To do: Copy out each line exactly; pictures stay out of the copy.
★ ★ ★ ★ ★ ★ ★
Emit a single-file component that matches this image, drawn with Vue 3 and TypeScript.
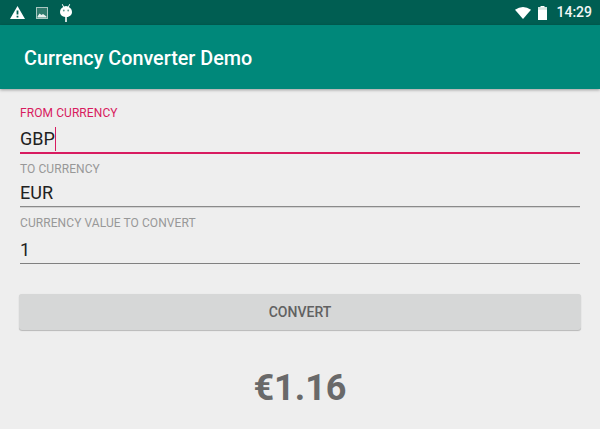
<script setup lang="ts">
interface Field { label: string; value: string; active?: boolean }
const fields: Field[] = [
  { label: 'FROM CURRENCY', value: 'GBP', active: true },
  { label: 'TO CURRENCY', value: 'EUR' },
  { label: 'CURRENCY VALUE TO CONVERT', value: '1' },
]
</script>

<template>
  <div class="screen">
    <div class="status">
      <div class="status-left">
        <svg class="warn" width="15" height="13" viewBox="0 0 15 13"><path fill="#fff" fill-rule="evenodd" d="M7.500 0L15 13H0ZM6.600 4.500v4h1.800v-4ZM6.600 9.700v1.800h1.800V9.700Z"/></svg>
        <svg class="img" width="12" height="12" viewBox="0 0 12 12"><rect x="0.5" y="0.5" width="11" height="11" fill="#2f7a6c" stroke="#a9c7c1" stroke-width="1"/><path fill="#eaf2f0" d="M1.500 9.500L3.500 6.500 5.500 8 7 7l3.500 2.500v1h-9Z"/></svg>
        <svg class="bot" width="12" height="18" viewBox="0 0 12 18"><path fill="#fff" d="M1.800 0.500l.7-.4L4 2.400A5.500 5.500 0 0 1 8 2.400L9.500.1l.7.4L8.800 3A5.800 5.800 0 0 1 12 8c0 2.900-2.200 4.800-5.200 5.100V18H5.200V13.100C2.200 12.800 0 10.900 0 8A5.800 5.800 0 0 1 3.200 3Z"/><circle cx="3.800" cy="6.500" r=".9" fill="#5f9c90"/><circle cx="8.200" cy="6.500" r=".9" fill="#5f9c90"/></svg>
      </div>
      <div class="status-right">
        <svg class="wifi" width="16" height="12" viewBox="0 0 16 12"><path fill="#fff" d="M0 2.800Q8-2.600 16 2.800L8 12Z"/></svg>
        <svg class="batt" width="9" height="14" viewBox="0 0 9 14"><path fill="#fff" d="M2.500 0h4v1.300H9V14H0V1.300h2.500Z"/><rect x="0" y="1.300" width="9" height="2.500" fill="#d5e5e2"/></svg>
        <span class="time">14:29</span>
      </div>
    </div>
    <header class="bar">Currency Converter Demo</header>
    <main class="content">
      <div v-for="f in fields" :key="f.label" class="field" :class="{ active: f.active }">
        <label class="label">{{ f.label }}</label>
        <div class="value">{{ f.value }}<span v-if="f.active" class="caret"></span></div>
      </div>
      <button class="convert">CONVERT</button>
      <div class="result">€1.16</div>
    </main>
  </div>
</template>

<style>
html, body { margin: 0; background: #eeeeee; }
</style>

<style scoped>
.screen {
  width: 600px;
  height: 429px;
  overflow: hidden;
  background: #eeeeee;
  font-family: Roboto, "Liberation Sans", sans-serif;
  display: flex;
  flex-direction: column;
}
.status {
  height: 25px;
  background: #005e52;
  display: flex;
  justify-content: space-between;
  align-items: center;
  color: #fff;
  flex: none;
}
.status-left { display: flex; align-items: center; padding-left: 10px; }
.warn { margin-right: 11px; }
.img { margin-right: 12px; }
.status-right { display: flex; align-items: center; padding-right: 8px; }
.wifi { margin-right: 7px; }
.batt { margin-right: 9px; }
.time { font-size: 14px; font-weight: 500; line-height: 25px; color: #f2f7f6; }
.bar {
  height: 64px;
  flex: none;
  background: #00887a;
  color: #fff;
  font-size: 19.800px;
  font-weight: 500;
  line-height: 68px;
  padding-left: 24px;
  box-shadow: 0 1px 3px rgba(0, 0, 0, 0.35);
  position: relative;
}
.content {
  padding: 17px 20px 0;
  display: flex;
  flex-direction: column;
}
.field { display: flex; flex-direction: column; margin-bottom: 9px; }
.field.active { margin-bottom: 8px; }
.field:nth-child(3) { margin-bottom: 0; }
.label { font-size: 12px; letter-spacing: 0.08px; line-height: 14px; color: #989898; }
.active .label { color: #d81b60; }
.value {
  font-size: 18px;
  line-height: 24px;
  height: 25px;
  color: #212121;
  margin-top: 5px;
  border-bottom: 1px solid #8a8a8a;
  box-shadow: 0 1px 0 #d2d2d2;
}
.field:nth-child(3) .value {
  margin-top: 8px;
  border-bottom-color: #808080;
  box-shadow: none;
}
.active .value {
  margin-top: 7px;
  border-bottom: 2px solid #d81b60;
  box-shadow: none;
}
.caret {
  display: inline-block;
  width: 1px;
  height: 24px;
  background: #d81b60;
  vertical-align: top;
}
.convert {
  margin: 30px -1px 0;
  height: 36px;
  border: none;
  border-radius: 3px;
  background: #d6d7d7;
  color: #616161;
  font-family: inherit;
  font-size: 14px;
  font-weight: 500;
  box-shadow: 0 1px 1px rgba(0, 0, 0, 0.22), 0 0 1px rgba(0, 0, 0, 0.08);
}
.result {
  margin-top: 37px;
  text-align: center;
  font-size: 36px;
  font-weight: 700;
  color: #696969;
  line-height: 42px;
}
</style>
★ ★ ★ ★ ★ ★ ★
Result of this task:
Emit a single-file component that matches this image, drawn with Vue 3 and TypeScript.
<script setup lang="ts">
interface Field { label: string; value: string; active?: boolean }
const fields: Field[] = [
  { label: 'FROM CURRENCY', value: 'GBP', active: true },
  { label: 'TO CURRENCY', value: 'EUR' },
  { label: 'CURRENCY VALUE TO CONVERT', value: '1' },
]
</script>

<template>
  <div class="screen">
    <div class="status">
      <div class="status-left">
        <svg class="warn" width="15" height="13" viewBox="0 0 15 13"><path fill="#fff" fill-rule="evenodd" d="M7.500 0L15 13H0ZM6.600 4.500v4h1.800v-4ZM6.600 9.700v1.800h1.800V9.700Z"/></svg>
        <svg class="img" width="12" height="12" viewBox="0 0 12 12"><rect x="0.5" y="0.5" width="11" height="11" fill="#2f7a6c" stroke="#a9c7c1" stroke-width="1"/><path fill="#eaf2f0" d="M1.500 9.500L3.500 6.500 5.500 8 7 7l3.500 2.500v1h-9Z"/></svg>
        <svg class="bot" width="12" height="18" viewBox="0 0 12 18"><path fill="#fff" d="M1.800 0.500l.7-.4L4 2.400A5.500 5.500 0 0 1 8 2.400L9.500.1l.7.4L8.800 3A5.800 5.800 0 0 1 12 8c0 2.900-2.200 4.800-5.200 5.100V18H5.200V13.100C2.200 12.800 0 10.900 0 8A5.800 5.800 0 0 1 3.200 3Z"/><circle cx="3.800" cy="6.500" r=".9" fill="#5f9c90"/><circle cx="8.200" cy="6.500" r=".9" fill="#5f9c90"/></svg>
      </div>
      <div class="status-right">
        <svg class="wifi" width="16" height="12" viewBox="0 0 16 12"><path fill="#fff" d="M0 2.800Q8-2.600 16 2.800L8 12Z"/></svg>
        <svg class="batt" width="9" height="14" viewBox="0 0 9 14"><path fill="#fff" d="M2.500 0h4v1.300H9V14H0V1.300h2.500Z"/><rect x="0" y="1.300" width="9" height="2.500" fill="#d5e5e2"/></svg>
        <span class="time">14:29</span>
      </div>
    </div>
    <header class="bar">Currency Converter Demo</header>
    <main class="content">
      <div v-for="f in fields" :key="f.label" class="field" :class="{ active: f.active }">
        <label class="label">{{ f.label }}</label>
        <div class="value">{{ f.value }}<span v-if="f.active" class="caret"></span></div>
      </div>
      <button class="convert">CONVERT</button>
      <div class="result">€1.16</div>
    </main>
  </div>
</template>

<style>
html, body { margin: 0; background: #eeeeee; }
</style>

<style scoped>
.screen {
  width: 600px;
  height: 429px;
  overflow: hidden;
  background: #eeeeee;
  font-family: Roboto, "Liberation Sans", sans-serif;
  display: flex;
  flex-direction: column;
}
.status {
  height: 25px;
  background: #005e52;
  display: flex;
  justify-content: space-between;
  align-items: center;
  color: #fff;
  flex: none;
}
.status-left { display: flex; align-items: center; padding-left: 10px; }
.warn { margin-right: 11px; }
.img { margin-right: 12px; }
.status-right { display: flex; align-items: center; padding-right: 8px; }
.wifi { margin-right: 7px; }
.batt { margin-right: 9px; }
.time { font-size: 14px; font-weight: 500; line-height: 25px; color: #f2f7f6; }
.bar {
  height: 64px;
  flex: none;
  background: #00887a;
  color: #fff;
  font-size: 19.800px;
  font-weight: 500;
  line-height: 68px;
  padding-left: 24px;
  box-shadow: 0 1px 3px rgba(0, 0, 0, 0.35);
  position: relative;
}
.content {
  padding: 17px 20px 0;
  display: flex;
  flex-direction: column;
}
.field { display: flex; flex-direction: column; margin-bottom: 9px; }
.field.active { margin-bottom: 8px; }
.field:nth-child(3) { margin-bottom: 0; }
.label { font-size: 12px; letter-spacing: 0.08px; line-height: 14px; color: #989898; }
.active .label { color: #d81b60; }
.value {
  font-size: 18px;
  line-height: 24px;
  height: 25px;
  color: #212121;
  margin-top: 5px;
  border-bottom: 1px solid #8a8a8a;
  box-shadow: 0 1px 0 #d2d2d2;
}
.field:nth-child(3) .value {
  margin-top: 8px;
  border-bottom-color: #808080;
  box-shadow: none;
}
.active .value {
  margin-top: 7px;
  border-bottom: 2px solid #d81b60;
  box-shadow: none;
}
.caret {
  display: inline-block;
  width: 1px;
  height: 24px;
  background: #d81b60;
  vertical-align: top;
}
.convert {
  margin: 30px -1px 0;
  height: 36px;
  border: none;
  border-radius: 3px;
  background: #d6d7d7;
  color: #616161;
  font-family: inherit;
  font-size: 14px;
  font-weight: 500;
  box-shadow: 0 1px 1px rgba(0, 0, 0, 0.22), 0 0 1px rgba(0, 0, 0, 0.08);
}
.result {
  margin-top: 37px;
  text-align: center;
  font-size: 36px;
  font-weight: 700;
  color: #696969;
  line-height: 42px;
}
</style>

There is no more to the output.